# Watch's



## EBorraga (Aug 19, 2018)

A few from tonight.


----------



## Dalecamino (Aug 19, 2018)

Nice work Ernie. You be busy!


----------



## Jim15 (Aug 19, 2018)

They look great. Thanks for posting your video on watchmaking, very informative.


----------



## EBorraga (Aug 19, 2018)

Jim15 said:


> They look great. Thanks for posting your video on watchmaking, very informative.

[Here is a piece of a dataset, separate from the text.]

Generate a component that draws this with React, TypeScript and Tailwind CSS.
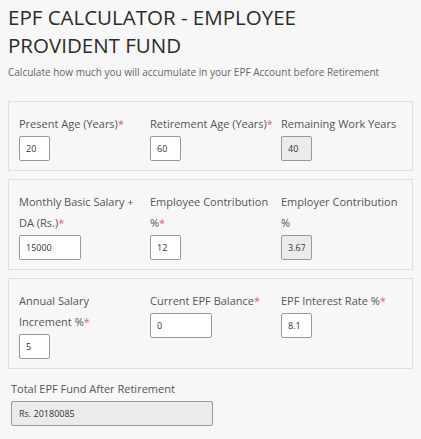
import { useState } from "react";

type Field = {
  label: string;
  required?: boolean;
  value: string;
  width: string;
  readOnly?: boolean;
};

const rows: Field[][] = [
  [
    { label: "Present Age (Years)", required: true, value: "20", width: "w-[31px]" },
    { label: "Retirement Age (Years)", required: true, value: "60", width: "w-[31px]" },
    { label: "Remaining Work Years", value: "40", width: "w-[31px]", readOnly: true },
  ],
  [
    { label: "Monthly Basic Salary + DA (Rs.)", required: true, value: "15000", width: "w-[62px]" },
    { label: "Employee Contribution %", required: true, value: "12", width: "w-[31px]" },
    { label: "Employer Contribution %", value: "3.67", width: "w-[31px]", readOnly: true },
  ],
  [
    { label: "Annual Salary Increment %", required: true, value: "5", width: "w-[31px]" },
    { label: "Current EPF Balance", required: true, value: "0", width: "w-[62px]" },
    { label: "EPF Interest Rate %", required: true, value: "8.1", width: "w-[31px]" },
  ],
];

function FieldBox({ field }: { field: Field }) {
  const [value, setValue] = useState(field.value);
  return (
    <div className="flex flex-col items-start pr-2">
      <label
        className={`text-[11px] leading-[21px] text-[#555] ${
          field.required ? "after:text-[#e0626b] after:content-['*']" : ""
        }`}
      >
        {field.label}
      </label>
      <input
        value={value}
        readOnly={field.readOnly}
        onChange={(e) => setValue(e.target.value)}
        className={`${field.width} mt-[2px] h-[25px] rounded-[2px] border border-[#999] px-[6px] text-[9px] text-[#333] outline-none ${
          field.readOnly ? "bg-[#ebebeb]" : "bg-white"
        }`}
      />
    </div>
  );
}

export default function App() {
  return (
    <div className="min-h-screen bg-[#f7f7f7] px-2 pt-[3px] font-['Open_Sans',sans-serif]">
      <h1 className="max-w-[340px] text-[20.5px] leading-[28px] text-[#2b2b2b]">
        EPF CALCULATOR - EMPLOYEE PROVIDENT FUND
      </h1>
      <p className="mt-[6px] text-[10px] leading-[14px] text-[#666]">
        Calculate how much you will accumulate in your EPF Account before Retirement
      </p>

      <div className="mt-[22px] flex flex-col gap-[8px]">
        {rows.map((row, i) => (
          <div
            key={i}
            className="grid grid-cols-[131px_131px_131px] items-start border border-[#e0e0e0] pl-[10px] pt-[11px] pb-[9px]"
          >
            {row.map((f) => (
              <FieldBox key={f.label} field={f} />
            ))}
          </div>
        ))}
      </div>

      <div className="mt-[9px] px-[3px]">
        <div className="text-[11px] leading-[21px] text-[#555]">Total EPF Fund After Retirement</div>
        <input
          value="Rs. 20180085"
          readOnly
          className="mt-[2px] h-[25px] w-[202px] rounded-[2px] border border-[#999] bg-[#ebebeb] px-[7px] text-[9px] text-[#333] outline-none"
        />
      </div>
    </div>
  );
}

I did another one ladt night. Its on same youtube channel


----------



## tomtedesco (Aug 19, 2018)

Beautiful.


----------



## Jim Smith (Aug 25, 2018)

Nice work!  I love the all black one on the long tube

Jim Smith


----------



## magpens (Aug 25, 2018)

I like your work, Ernie !!!


----------



## EBorraga (Aug 25, 2018)

magpens said:


> I like your work, Ernie !!!



Thanks Mal


----------



## Cwalker935 (Aug 26, 2018)

Great work!  How do the ones with a white background look as a finished product?


----------



## EBorraga (Aug 26, 2018)

Cwalker935 said:


> Great work!  How do the ones with a white background look as a finished product?



I havent turned one yet. I sent all thos to Classic Nib


----------